I closed my eyes, screaming my friend's name, waiting for the sound of his death.
But the sound never came.
Instead, I felt... pressure.
Air pressure so brutal it pushed me backward, knocking me to the ground next to Toga.
TEXAS... SMAAAAASH!
There was no fire. There was wind. A localized hurricane.
I opened my eyes.
The gas, the fire, the smoke... everything was gone. It had been literally erased from the map by an upward gust of wind so powerful it had changed the street's weather in an instant. The propylene had dispersed into the upper atmosphere before it could fully detonate.
And in the air, falling gently amidst a rain of glass and dust...
A muscular, blonde, smiling figure held Izuku and the woman in his arms.
All Might.
He landed on the asphalt with a heavy but controlled impact. There was no trace of weakness in him. He was a mountain of muscle and confidence.
"It's fine now!" his deep voice shouted, resonating in the street's stunned silence. "Why? Because I am here!"
He set the woman and Izuku down gently.
Izuku was shaking. His clothes were singed, his skin red from chemical fumes, and his hands bloody from climbing glass.

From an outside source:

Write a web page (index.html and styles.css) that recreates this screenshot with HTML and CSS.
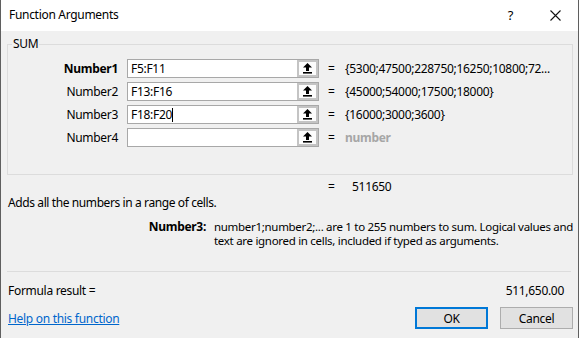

He stared at All Might with his mouth open, tears cleaning tracks on his dirty face.
All Might looked at him. Not at the crowd. Not at the cameras. He looked at him.
"Young man," the Number One Hero said, and I saw something in his expression I had never seen on TV. Respect. "That was... crazy. And it was brilliant."

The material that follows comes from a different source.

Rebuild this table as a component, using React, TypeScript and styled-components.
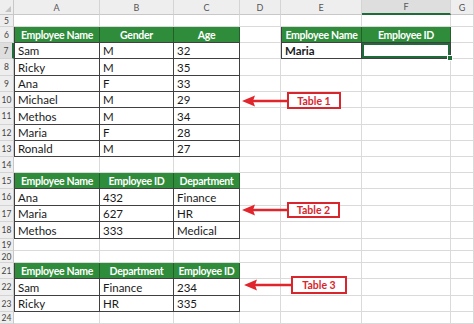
import React from 'react';
import styled, { createGlobalStyle, css } from 'styled-components';

const GlobalStyle = createGlobalStyle`
  html, body {
    margin: 0;
    padding: 0;
    background: #ffffff;
  }
  body {
    font-family: Lato, "Open Sans", "Liberation Sans", sans-serif;
    overflow: hidden;
  }
`;

const COLS = ['A', 'B', 'C', 'D', 'E', 'F', 'G'];
const COL_WIDTHS = [86, 74, 66, 41, 81, 89, 23];
const ROW_HEIGHTS: [number, number][] = [
    [5, 12], [6, 16], [7, 16], [8, 17], [9, 16], [10, 16], [11, 17], [12, 16],
    [13, 16], [14, 16], [15, 16], [16, 17], [17, 16], [18, 17], [19, 12],
    [20, 12], [21, 16], [22, 17], [23, 16], [24, 12],
];

const GREEN = '#2f8c3b';
const LINE = '#404040';
const GRID = '#dadada';

type CellKind = 'plain' | 'head' | 'data';
type CellSpec = { text?: string; kind: CellKind; bold?: boolean; edgeLeft?: boolean; selected?: boolean };

const tables = [
    { row: 6, col: 0, rows: [['Employee Name', 'Gender', 'Age'], ['Sam', 'M', '32'], ['Ricky', 'M', '35'], ['Ana', 'F', '33'], ['Michael', 'M', '29'], ['Methos', 'M', '34'], ['Maria', 'F', '28'], ['Ronald', 'M', '27']] },
    { row: 15, col: 0, rows: [['Employee Name', 'Employee ID', 'Department'], ['Ana', '432', 'Finance'], ['Maria', '627', 'HR'], ['Methos', '333', 'Medical']] },
    { row: 21, col: 0, rows: [['Employee Name', 'Department', 'Employee ID'], ['Sam', 'Finance', '234'], ['Ricky', 'HR', '335']] },
    { row: 6, col: 4, rows: [['Employee Name', 'Employee ID'], ['Maria', '']], boldData: true },
];

const cellMap: Record<string, CellSpec> = {};
tables.forEach((t) => {
    t.rows.forEach((r, ri) => {
        r.forEach((text, ci) => {
            cellMap[`${t.row + ri}-${t.col + ci}`] = {
                text,
                kind: ri === 0 ? 'head' : 'data',
                bold: ri > 0 && !!t.boldData,
                edgeLeft: ci === 0,
            };
        });
    });
});
cellMap['7-5'] = { ...cellMap['7-5'], selected: true };

const SELECTED_ROW = 7;
const SELECTED_COL = 5;

const Sheet = styled.div`
  position: relative;
  display: grid;
  grid-template-columns: 14px ${COL_WIDTHS.map((w) => `${w}px`).join(' ')};
  grid-template-rows: 15px ${ROW_HEIGHTS.map(([, h]) => `${h}px`).join(' ')};
  width: 474px;
  height: 324px;
  overflow: hidden;
`;

const Corner = styled.div`
  position: relative;
  background: #eeeeee;
  border-right: 1px solid #c8c8c8;
  border-bottom: 1px solid #c8c8c8;
  box-sizing: border-box;

  &::after {
    content: '';
    position: absolute;
    right: 2px;
    bottom: 2px;
    border-left: 6px solid transparent;
    border-bottom: 6px solid #c4c4c4;
  }
`;

const ColHead = styled.div<{ $selected?: boolean }>`
  display: flex;
  align-items: center;
  justify-content: center;
  box-sizing: border-box;
  background: ${(p) => (p.$selected ? '#dedede' : '#eeeeee')};
  border-right: 1px solid #d4d4d4;
  border-bottom: ${(p) => (p.$selected ? '2px solid #1f6b3a' : '1px solid #c8c8c8')};
  color: #555555;
  font-size: 9px;
`;

const RowHead = styled.div<{ $selected?: boolean }>`
  display: flex;
  align-items: center;
  justify-content: center;
  box-sizing: border-box;
  background: ${(p) => (p.$selected ? '#dedede' : '#eeeeee')};
  border-right: ${(p) => (p.$selected ? '2px solid #1f6b3a' : '1px solid #c8c8c8')};
  border-bottom: 1px solid #d4d4d4;
  color: #444444;
  font-size: 8.5px;
`;

const Cell = styled.div<{ $kind: CellKind; $bold?: boolean; $edgeLeft?: boolean; $selected?: boolean }>`
  position: relative;
  display: flex;
  align-items: center;
  box-sizing: border-box;
  padding: 0 3px;
  white-space: nowrap;
  overflow: visible;
  font-size: 11.5px;
  color: #1a1a1a;
  border-right: 1px solid ${GRID};
  border-bottom: 1px solid ${GRID};

  ${(p) => p.$kind === 'data' && css`
    border-right-color: ${LINE};
    border-bottom-color: ${LINE};
    font-weight: ${p.$bold ? 700 : 400};
  `}

  ${(p) => p.$kind === 'head' && css`
    justify-content: center;
    padding: 0 1px;
    background: ${GREEN};
    color: #ffffff;
    font-weight: 700;
    font-size: 10.5px;
    letter-spacing: -0.3px;
    border-right-color: #245f2b;
    border-bottom-color: ${LINE};
  `}

  ${(p) => p.$edgeLeft && css`
    border-left: 1px solid ${LINE};
  `}

  ${(p) => p.$selected && css`
    box-shadow: inset 0 0 0 2px #1f6b3a;

    &::after {
      content: '';
      position: absolute;
      right: -3px;
      bottom: -3px;
      width: 4px;
      height: 4px;
      background: #1f6b3a;
      border: 1px solid #ffffff;
      z-index: 2;
    }
  `}
`;

const Callout = styled.div<{ $left: number; $top: number }>`
  position: absolute;
  left: ${(p) => p.$left}px;
  top: ${(p) => p.$top}px;
  display: flex;
  align-items: center;
  z-index: 3;
`;

const Label = styled.div<{ $w: number; $h: number }>`
  width: ${(p) => p.$w}px;
  height: ${(p) => p.$h}px;
  box-sizing: border-box;
  display: flex;
  align-items: center;
  justify-content: center;
  background: #ffffff;
  border: 2px solid #d9262c;
  color: #d9262c;
  font-weight: 700;
  font-size: 10.5px;
`;

function Arrow({ width }: { width: number }) {
    return (
        <svg width={width} height={12} viewBox={`0 0 ${width} 12`}>
            <line x1={11} y1={6} x2={width} y2={6} stroke="#e0262c" strokeWidth={2.5} />
            <path d="M0 6 L13 0.5 L11 6 L13 11.5 Z" fill="#e0262c" />
        </svg>
    );
}

const callouts = [
    { label: 'Table 1', left: 242, top: 92, arrow: 45, w: 54, h: 17 },
    { label: 'Table 2', left: 242, top: 202, arrow: 45, w: 53, h: 16 },
    { label: 'Table 3', left: 244, top: 276, arrow: 47, w: 56, h: 18 },
];

export default function App() {
    return (
        <>
            <GlobalStyle />
            <Sheet>
                <Corner />
                {COLS.map((c, i) => (
                    <ColHead key={c} $selected={i === SELECTED_COL}>{c}</ColHead>
                ))}
                {ROW_HEIGHTS.map(([row]) => (
                    <React.Fragment key={row}>
                        <RowHead $selected={row === SELECTED_ROW}>{row}</RowHead>
                        {COLS.map((c, ci) => {
                            const spec = cellMap[`${row}-${ci}`] ?? { kind: 'plain' as CellKind };
                            return (
                                <Cell
                                    key={c}
                                    $kind={spec.kind}
                                    $bold={spec.bold}
                                    $edgeLeft={spec.edgeLeft}
                                    $selected={spec.selected}
                                >
                                    {spec.text}
                                </Cell>
                            );
                        })}
                    </React.Fragment>
                ))}

                {callouts.map((c) => (
                    <Callout key={c.label} $left={c.left} $top={c.top}>
                        <Arrow width={c.arrow} />
                        <Label $w={c.w} $h={c.h}>{c.label}</Label>
                    </Callout>
                ))}
            </Sheet>
        </>
    );
}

Then, steam started coming off All Might's body. A cough escaped his lips, quickly disguised as a laugh.
"Hahaha! The paramedics will take care of the rest! Adieu!"
All Might leaped into the sky, disappearing as fast as he had arrived, before anyone could see that his time limit had run out hours ago and that he had forced that last hit just to save the suicidal kid.
People started cheering. Applause erupted.
But Izuku didn't move. He sat on the asphalt, staring at his empty hands.
I stood up, dusting myself off. I walked toward him. My legs were shaking.
Toga got there first. She knelt beside Izuku and started frantically checking his arms.
"Idiot, idiot, idiot!" she scolded him, tears in her eyes. "You smell burnt! I told you not to die!"
"I'm fine, Toga-chan..." Izuku murmured, voice raspy.
I reached his side. I stood over him, casting my shadow.
Izuku looked up. He looked at me with fear, expecting the scolding. Expecting the "I told you so." Expecting me to yell at him for being reckless and weak.
I looked at the building. I looked at the broken window on the first floor. I looked at the overturned truck.
He had gone in there with nothing. Without my titanium gloves. Without my jump boots. Without a Quirk. And he had saved two lives.
I, with my nitroglycerin and my perfect blueprints, hadn't saved anyone.
I dropped the "Project Atlas" briefcase to the ground. The metallic sound was final.
I crouched down and, without a word, grabbed Izuku by the front of his wet shirt and hugged him.
It was a clumsy, rough, aggressive hug. My forehead knocked against his sore shoulder.
"K-Kacchan..." he stammered, stiff with surprise.
"Shut up," I growled, squeezing my eyes shut so no treacherous tear would escape. "Shut up, Deku. Just... shut up."
I felt him relax. I felt his hands, wounded and dirty, clutching my back. Toga joined the hug, sobbing loudly into our necks.
There, in the middle of the street, surrounded by sirens and rubble, my arrogance finally broke.
I didn't need to fix him. I didn't need to build him armor to make him worthy. He was already a hero. The problem was never his weakness; the problem was my blindness.
"You were right," I whispered, so low only he could hear. "You don't need the gloves."
Izuku let out a sound that was half laugh, half cry.
"Thanks, Kacchan."
In the distance, in a dark alley, a skeletal man watched us, wiping blood from his mouth with a satisfied smile. Destiny had been rewritten, and this time, the ink was permanent.